You can configure only one service for initial testing. You do not need all three.
Google Vision Setup
Google setup has two parts:
| Goal | Requirement |
|---|---|
| Use OCR | Enable Cloud Vision API, then create an API Key. |
| Query usage | Create a service account, grant Monitoring Viewer, then download the service account JSON. |

Use Google for OCR
- Open Google Cloud Console.
- Go to
APIs & Services. - Open
Library, search forCloud Vision API, and enable it. - Return to
Credentials. - Create an
API Key. - Open the API Key and copy it.
- Paste it into
Google Vision API Keyin ImgBed. - Save.
You can then choose Google Vision in the OCR dialog.
Query Google Usage
Quota query is not required for recognition.
It only shows roughly how many Google Vision calls were used in the last 30 days.
- In Google Cloud Console, open
IAM & Admin. - Open
Service Accounts. - Create a service account, such as
vision-monitor. - Grant it the
Monitoring Viewerrole. - Open the service account details and create a key.
- Choose
JSON. - Download the generated JSON file.
- Return to ImgBed and import it under service account
JSON(optional). - After import succeeds, click quota query.
After import, ImgBed shows the project name that owns the service account. When querying usage, ImgBed reads Google monitoring data and shows this month's call count.
In short:
| Item | Purpose |
|---|---|
Google Vision API Key | Performs OCR recognition. |
Service account JSON | Queries how many Google Vision calls were used. |
Monitoring Viewer role | Allows the service account to read usage data. |
Get a Baidu PaddleOCR Token
Baidu PaddleOCR requires an access token.

Open the API call window on the Baidu PaddleOCR page, click to get a token, then copy it.
Return to ImgBed, paste it into PaddleOCR Token, and save.
Start Recognition
In File Management, select an image or document screenshot and click OCR.

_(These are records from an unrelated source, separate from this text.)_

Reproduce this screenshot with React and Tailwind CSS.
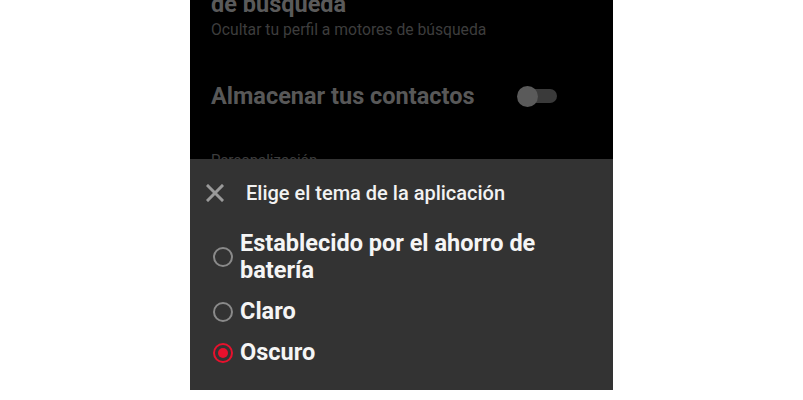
import React, { useState } from 'react';

const options = [
  { id: 'battery', label: 'Establecido por el ahorro de batería' },
  { id: 'light', label: 'Claro' },
  { id: 'dark', label: 'Oscuro' },
];

const Radio = ({ checked }) =>
  checked ? (
    <span className="flex h-[20px] w-[20px] shrink-0 items-center justify-center rounded-full border-2 border-[#e8112d]">
      <span className="h-[10px] w-[10px] rounded-full bg-[#e8112d]" />
    </span>
  ) : (
    <span className="h-[20px] w-[20px] shrink-0 rounded-full border-2 border-[#8a8a8a]" />
  );

const App = () => {
  const [theme, setTheme] = useState('dark');

  return (
    <div className="flex h-[400px] w-full justify-center bg-white font-['Roboto',sans-serif]">
      <div className="flex h-[390px] w-[423px] flex-col overflow-hidden bg-black">
        {/* settings behind the sheet */}
        <div className="h-[159px] overflow-hidden px-[21px]">
          <div className="-mt-[10px] text-[23.5px] font-bold leading-[28px] text-[#5a5a5a]">de búsqueda</div>
          <div className="mt-[2px] text-[15.7px] leading-[20px] text-[#3d3d3d]">Ocultar tu perfil a motores de búsqueda</div>
          <div className="mt-[42px] flex items-center justify-between pr-[35px]">
            <span className="text-[23.5px] font-bold leading-[28px] text-[#585858]">Almacenar tus contactos</span>
            <span className="relative flex h-[21px] w-[40px] items-center">
              <span className="absolute right-0 h-[14px] w-[32px] rounded-full bg-[#3a3a3a]" />
              <span className="absolute left-0 h-[21px] w-[21px] rounded-full bg-[#5a5a5a]" />
            </span>
          </div>
          <div className="mt-[40px] text-[15px] leading-[20px] text-[#3d3d3d]">Personalización</div>
        </div>

        {/* bottom sheet */}
        <div className="flex-1 bg-[#333333] pl-[16px] pr-[20px]">
          <div className="mt-[22px] flex items-center">
            <svg width="18" height="18" viewBox="0 0 18 18" className="text-[#9a9a9a]">
              <path d="M2 2 L16 16 M16 2 L2 16" stroke="currentColor" strokeWidth="3" strokeLinecap="square" />
            </svg>
            <span className="ml-[22px] text-[20px] font-medium leading-[24px] text-[#f2f2f2]">Elige el tema de la aplicación</span>
          </div>
          <div className="mt-[25px] flex flex-col gap-[14px]">
            {options.map((o) => (
              <button
                key={o.id}
                onClick={() => setTheme(o.id)}
                className="flex items-center gap-[7px] pl-[7px] text-left"
              >
                <Radio checked={theme === o.id} />
                <span className="max-w-[330px] text-[23.5px] font-bold leading-[27px] text-[#f5f5f5]">{o.label}</span>
              </button>
            ))}
          </div>
        </div>
      </div>
    </div>
  );
};

export default App;
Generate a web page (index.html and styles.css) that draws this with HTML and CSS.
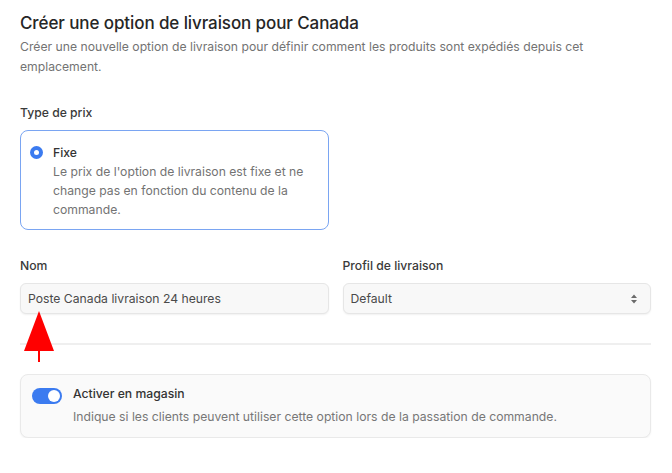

In the dialog, choose the recognition service and model.
Common PaddleOCR model choices:
| Model | Best For |
|---|---|
PP-StructureV3 | Recommended default. Good for documents, tables, formulas, stamps, and mixed layouts. |
PP-OCRv5 | Simple images, ordinary text, and lightweight recognition. |
PaddleOCR-VL | Multilingual, complex images, and chart-like content. |
PaddleOCR-VL-1.5 | More complex document pages and layout recovery. |
If you are unsure, start with PP-StructureV3.
Advanced Options
| Option | Description |
|---|---|
| Orientation correction | Use when the image is rotated or skewed. |
| Document flattening | Use for photographed documents with curvature or tilt. |
| Layout detection | Use when you want to preserve headings, paragraphs, tables, and image structure. |
| Chart recognition | Use when the image contains charts or complex structures. |
Beautify Markdown | Makes exported Markdown easier to read. |
For regular screenshots, keep options minimal. For document scans, enable more document-related options.
View Results
After recognition finishes, the dialog shows the result.
You can copy it directly or choose export formats.

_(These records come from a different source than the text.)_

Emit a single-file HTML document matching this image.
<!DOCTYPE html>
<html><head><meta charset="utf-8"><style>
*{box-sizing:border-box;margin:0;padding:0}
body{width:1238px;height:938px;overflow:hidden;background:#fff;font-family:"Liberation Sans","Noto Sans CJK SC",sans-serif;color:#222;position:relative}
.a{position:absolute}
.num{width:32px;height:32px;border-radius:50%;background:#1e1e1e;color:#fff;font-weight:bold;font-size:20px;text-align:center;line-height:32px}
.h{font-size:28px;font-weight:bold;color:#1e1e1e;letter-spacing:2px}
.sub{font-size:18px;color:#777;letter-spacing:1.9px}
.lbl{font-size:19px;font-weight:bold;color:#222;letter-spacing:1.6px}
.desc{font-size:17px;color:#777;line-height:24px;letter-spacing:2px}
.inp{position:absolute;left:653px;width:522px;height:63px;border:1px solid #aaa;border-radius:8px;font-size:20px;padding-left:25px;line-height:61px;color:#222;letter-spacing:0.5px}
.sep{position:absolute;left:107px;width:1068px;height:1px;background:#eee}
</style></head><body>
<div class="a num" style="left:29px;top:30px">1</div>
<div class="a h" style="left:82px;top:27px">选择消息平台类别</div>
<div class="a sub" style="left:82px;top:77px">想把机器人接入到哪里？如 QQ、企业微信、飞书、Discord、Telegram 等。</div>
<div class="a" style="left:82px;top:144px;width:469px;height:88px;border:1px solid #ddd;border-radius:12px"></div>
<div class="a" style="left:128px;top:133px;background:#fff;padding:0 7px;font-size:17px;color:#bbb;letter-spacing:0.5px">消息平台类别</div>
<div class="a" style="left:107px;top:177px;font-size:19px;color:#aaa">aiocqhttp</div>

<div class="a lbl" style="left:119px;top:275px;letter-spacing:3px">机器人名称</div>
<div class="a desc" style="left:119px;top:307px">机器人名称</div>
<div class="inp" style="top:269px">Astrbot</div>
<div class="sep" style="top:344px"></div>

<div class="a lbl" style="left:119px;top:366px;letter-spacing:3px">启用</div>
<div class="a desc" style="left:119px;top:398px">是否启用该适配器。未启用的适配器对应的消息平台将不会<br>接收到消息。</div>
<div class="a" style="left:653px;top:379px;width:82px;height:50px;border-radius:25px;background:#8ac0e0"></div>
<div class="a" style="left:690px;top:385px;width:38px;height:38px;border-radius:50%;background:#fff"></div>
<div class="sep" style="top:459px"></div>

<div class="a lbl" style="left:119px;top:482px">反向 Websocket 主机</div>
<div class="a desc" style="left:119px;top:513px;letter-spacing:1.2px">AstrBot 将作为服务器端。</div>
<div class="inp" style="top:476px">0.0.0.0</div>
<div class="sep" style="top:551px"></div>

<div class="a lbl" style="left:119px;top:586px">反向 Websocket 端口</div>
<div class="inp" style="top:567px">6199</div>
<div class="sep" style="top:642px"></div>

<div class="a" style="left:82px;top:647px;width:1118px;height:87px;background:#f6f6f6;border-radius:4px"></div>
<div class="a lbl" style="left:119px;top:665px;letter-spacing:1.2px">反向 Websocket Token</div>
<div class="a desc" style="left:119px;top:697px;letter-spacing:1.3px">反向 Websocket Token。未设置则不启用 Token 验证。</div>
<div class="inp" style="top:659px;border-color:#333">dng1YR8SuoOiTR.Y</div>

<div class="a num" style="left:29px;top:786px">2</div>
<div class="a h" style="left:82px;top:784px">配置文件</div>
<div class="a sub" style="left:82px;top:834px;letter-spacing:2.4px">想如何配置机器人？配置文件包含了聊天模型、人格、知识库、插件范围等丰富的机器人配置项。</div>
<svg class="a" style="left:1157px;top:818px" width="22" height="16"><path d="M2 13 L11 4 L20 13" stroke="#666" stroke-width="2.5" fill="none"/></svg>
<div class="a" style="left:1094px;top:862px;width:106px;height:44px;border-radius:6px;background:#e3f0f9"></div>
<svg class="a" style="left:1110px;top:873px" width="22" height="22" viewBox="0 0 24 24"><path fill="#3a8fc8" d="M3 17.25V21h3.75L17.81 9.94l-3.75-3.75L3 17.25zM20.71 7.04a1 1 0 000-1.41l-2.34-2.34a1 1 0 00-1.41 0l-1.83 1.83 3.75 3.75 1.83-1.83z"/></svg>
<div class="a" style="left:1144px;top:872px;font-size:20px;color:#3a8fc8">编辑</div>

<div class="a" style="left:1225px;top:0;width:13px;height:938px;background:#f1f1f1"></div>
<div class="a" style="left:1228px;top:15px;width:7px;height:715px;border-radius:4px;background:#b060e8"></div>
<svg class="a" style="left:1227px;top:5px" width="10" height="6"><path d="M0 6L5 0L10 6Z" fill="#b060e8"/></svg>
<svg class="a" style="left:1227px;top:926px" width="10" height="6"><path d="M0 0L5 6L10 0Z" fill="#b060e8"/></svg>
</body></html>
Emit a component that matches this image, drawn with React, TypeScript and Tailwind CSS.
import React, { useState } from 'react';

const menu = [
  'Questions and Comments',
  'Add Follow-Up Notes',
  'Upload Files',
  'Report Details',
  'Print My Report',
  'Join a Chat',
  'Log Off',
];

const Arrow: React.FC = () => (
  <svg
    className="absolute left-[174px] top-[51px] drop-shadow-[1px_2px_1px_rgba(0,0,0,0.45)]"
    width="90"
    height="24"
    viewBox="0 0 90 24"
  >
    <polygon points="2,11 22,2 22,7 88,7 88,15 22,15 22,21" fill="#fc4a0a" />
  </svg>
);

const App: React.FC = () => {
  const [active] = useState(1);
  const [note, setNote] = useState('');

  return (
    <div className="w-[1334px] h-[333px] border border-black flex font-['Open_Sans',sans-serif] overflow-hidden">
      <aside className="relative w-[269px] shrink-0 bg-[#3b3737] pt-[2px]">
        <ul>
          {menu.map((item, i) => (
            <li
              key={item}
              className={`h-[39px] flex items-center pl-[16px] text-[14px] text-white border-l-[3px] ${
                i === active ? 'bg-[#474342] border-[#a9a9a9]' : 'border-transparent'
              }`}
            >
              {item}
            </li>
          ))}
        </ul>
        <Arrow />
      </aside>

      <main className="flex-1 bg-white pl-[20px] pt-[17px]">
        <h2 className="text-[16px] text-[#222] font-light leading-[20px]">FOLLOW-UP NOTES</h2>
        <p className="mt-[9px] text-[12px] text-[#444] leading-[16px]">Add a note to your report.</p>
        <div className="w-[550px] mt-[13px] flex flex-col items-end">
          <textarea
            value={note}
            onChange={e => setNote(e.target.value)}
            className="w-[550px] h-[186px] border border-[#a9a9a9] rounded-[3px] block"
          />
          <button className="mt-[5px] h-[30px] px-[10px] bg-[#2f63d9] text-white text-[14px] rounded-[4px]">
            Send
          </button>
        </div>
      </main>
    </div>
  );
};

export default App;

For document pages, exported PDF can preserve page appearance while keeping text searchable. This is useful for archiving scans and finding content later.
Choosing an Export Format
| Format | Best For |
|---|---|
Markdown (.md) | Notes, documentation systems, and later editing. |
PDF (.pdf) | Preserving page appearance and scanned document results. |
Word (.docx) | Continued layout editing, text modification, and handoff to others. |
| Export all | Saves multiple formats and the original image, suitable for important archives. |
If you only need text, export Markdown.
If you need page appearance, use PDF or Word.
Word Output
Exported Word documents can be opened and edited with office software.

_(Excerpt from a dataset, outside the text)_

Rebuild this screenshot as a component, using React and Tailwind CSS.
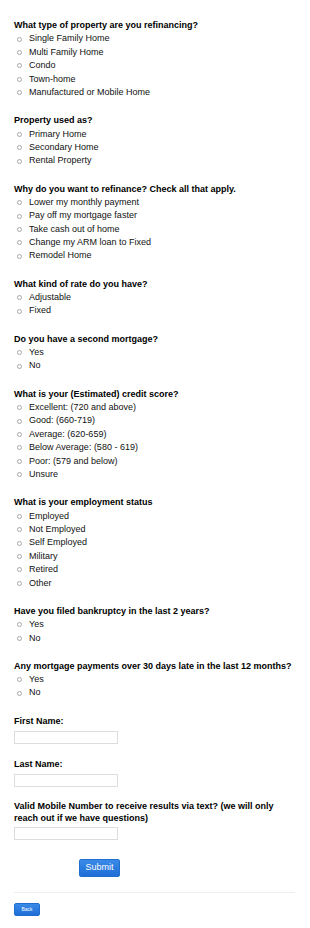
const sections = [
  { q: "What type of property are you refinancing?", opts: ["Single Family Home", "Multi Family Home", "Condo", "Town-home", "Manufactured or Mobile Home"] },
  { q: "Property used as?", opts: ["Primary Home", "Secondary Home", "Rental Property"] },
  { q: "Why do you want to refinance? Check all that apply.", opts: ["Lower my monthly payment", "Pay off my mortgage faster", "Take cash out of home", "Change my ARM loan to Fixed", "Remodel Home"] },
  { q: "What kind of rate do you have?", opts: ["Adjustable", "Fixed"] },
  { q: "Do you have a second mortgage?", opts: ["Yes", "No"] },
  { q: "What is your (Estimated) credit score?", opts: ["Excellent: (720 and above)", "Good: (660-719)", "Average: (620-659)", "Below Average: (580 - 619)", "Poor: (579 and below)", "Unsure"] },
  { q: "What is your employment status", opts: ["Employed", "Not Employed", "Self Employed", "Military", "Retired", "Other"] },
  { q: "Have you filed bankruptcy in the last 2 years?", opts: ["Yes", "No"] },
  { q: "Any mortgage payments over 30 days late in the last 12 months?", opts: ["Yes", "No"] },
];

function Radio() {
  return <span className="inline-block h-[5px] w-[5px] rounded-full border border-[#a8a8a8] bg-white" />;
}

export default function App() {
  return (
    <div className="bg-white px-[14px] pt-[19px] text-black [font-family:'Liberation_Sans',Arial,sans-serif]">
      {sections.map((s, i) => (
        <div key={i} className="mb-[14.8px]">
          <div className="text-[9px] font-bold leading-[13.4px]">{s.q}</div>
          {s.opts.map((o) => (
            <div key={o} className="flex h-[13.4px] items-center text-[9px] text-[#111]">
              <span className="ml-[3px] mr-[7px] flex items-center"><Radio /></span>
              {o}
            </div>
          ))}
        </div>
      ))}
      <div className="text-[9px] font-bold leading-[13px]">First Name:</div>
      <div className="mt-[3px] h-[13px] w-[104px] border border-[#ddd]" />
      <div className="mt-[14px] text-[9px] font-bold leading-[13px]">Last Name:</div>
      <div className="mt-[3px] h-[13px] w-[104px] border border-[#ddd]" />
      <div className="mt-[13px] text-[9px] font-bold leading-[12px]">
        Valid Mobile Number to receive results via text? (we will only reach out if we have questions)
      </div>
      <div className="mt-[3px] h-[13px] w-[104px] border border-[#ddd]" />
      <div className="mt-[19px] flex pl-[65px]">
        <button type="button" className="h-[18px] w-[41px] rounded-[2px] border border-[#1f6fd1] bg-gradient-to-b from-[#3a8ae8] to-[#1e6ed6] text-[9px] leading-none text-white">
          Submit
        </button>
      </div>
      <div className="mt-[15px] mr-[1px] border-t border-[#eee]" />
      <div className="mt-[10px] flex pb-[11px]">
        <button type="button" className="h-[13px] w-[26px] rounded-[2px] border border-[#1f6fd1] bg-gradient-to-b from-[#3a8ae8] to-[#1e6ed6] text-[5px] leading-none text-white">
          Back
        </button>
      </div>
    </div>
  );
}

Some documents include recognized images, headings, and paragraphs in the Word output.
Recognition quality depends on original image clarity, model choice, and document complexity.
Best File Types for OCR
| File Type | Recommendation |
|---|---|
| Clear screenshots | Recognize directly. |
| Scans | Prefer PP-StructureV3. |
| Photographed documents | Enable orientation correction and document flattening. |
| Tables, formulas, stamps | Prefer structured models. |
| Simple short text images | PP-OCRv5 is usually enough. |
Clearer images with straighter text usually produce better results.
Common Cases
| Case | Meaning |
|---|---|
| Recognition fails | Check that the service token or key has been saved. |
| Recognition is slow | Complex documents and large images take longer. |
| Table is incomplete | Try a structured model. |
| Text has mistakes | Blur, glare, and skew increase recognition errors. Try a clearer image. |
| Word output contains many images | Structured models may preserve some recognized images. This is normal. |
Google Quota Query Fails
Check:
- Service account
JSONhas been imported. - The service account has the
Monitoring Viewerrole. Cloud Vision APIis enabled for the project.
If you only need OCR and not usage query, you can ignore the service account JSON and only fill in Google Vision API Key.
Quick Flow
text
Open System Settings
-> Open Other Settings
-> Fill OCR service credentials
-> Save
-> Return to File Management
-> Select a file and click OCR
-> Choose a model
-> Wait for recognition
-> Copy results or export Markdown / PDF / Word